After Thomas Edison died, the automaker even called Carver "the greatest of all my inspiring friends." To honor him, Ford also had a replica of Carver's log cabin birthplace built amid the other historic buildings at Greenfield Village in Dearborn. In addition, Ford helped outfit a laboratory for Carver and had an elevator installed in a Tuskegee dormitory so the botanist could get to his lab more easily in his later years.
Both Carver and Ford believed that petroleum supplies would one day become limited. And both promoted the alternative uses of soybeans, which Ford used to make car parts in the 1930s.

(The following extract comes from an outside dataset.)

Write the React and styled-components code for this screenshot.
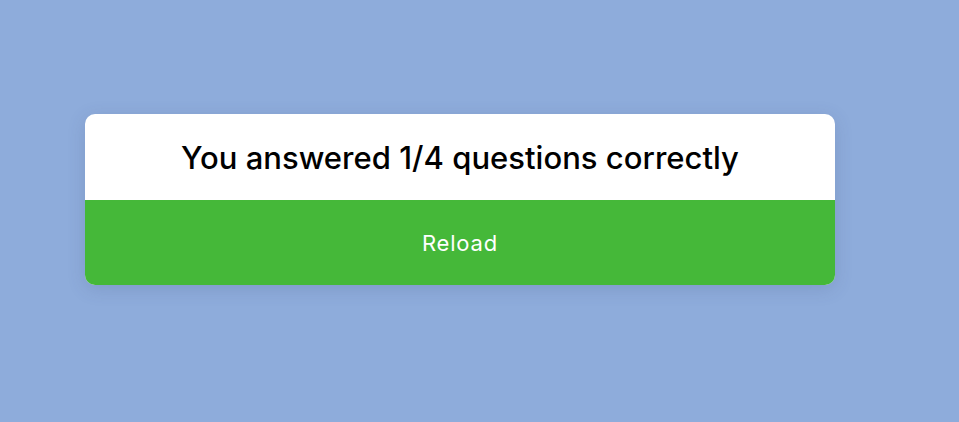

This interest culminated in 1942, when Ford showcased a car with a plastic body made from soybeans. Attached to a tubular frame, the body weighed 30 percent less than a steel car and was much more flexible and durable. The experimental car was also equipped to run on ethanol rather than gasoline but such a novel idea failed to catch on.
Back to the grindstone
Ford researchers challenged themselves to develop soybean-based foams that met every performance and durability requirement. They chose to use the material in seat cushions because they account for two-thirds of the foam (or about 25 pounds) used in a single vehicle.
Early versions of the soybean cushion were fraught with problems – from strong odor to falling short of Ford’s stringent quality standards. Labs full of the failed attempts still exist on Ford’s Dearborn campus.
“After five years, we were finally able to meet every single requirement – compression, durability, everything.”
However, in the early 2000s the fact remained: Petroleum and plastic were inexpensive, and it was just too costly to change the way things had been done for about 100 years. The lack of urgency at the time became an advantage as the Ford scientists figured out how these sustainable materials will fit into current and future Ford vehicles which is great news for all.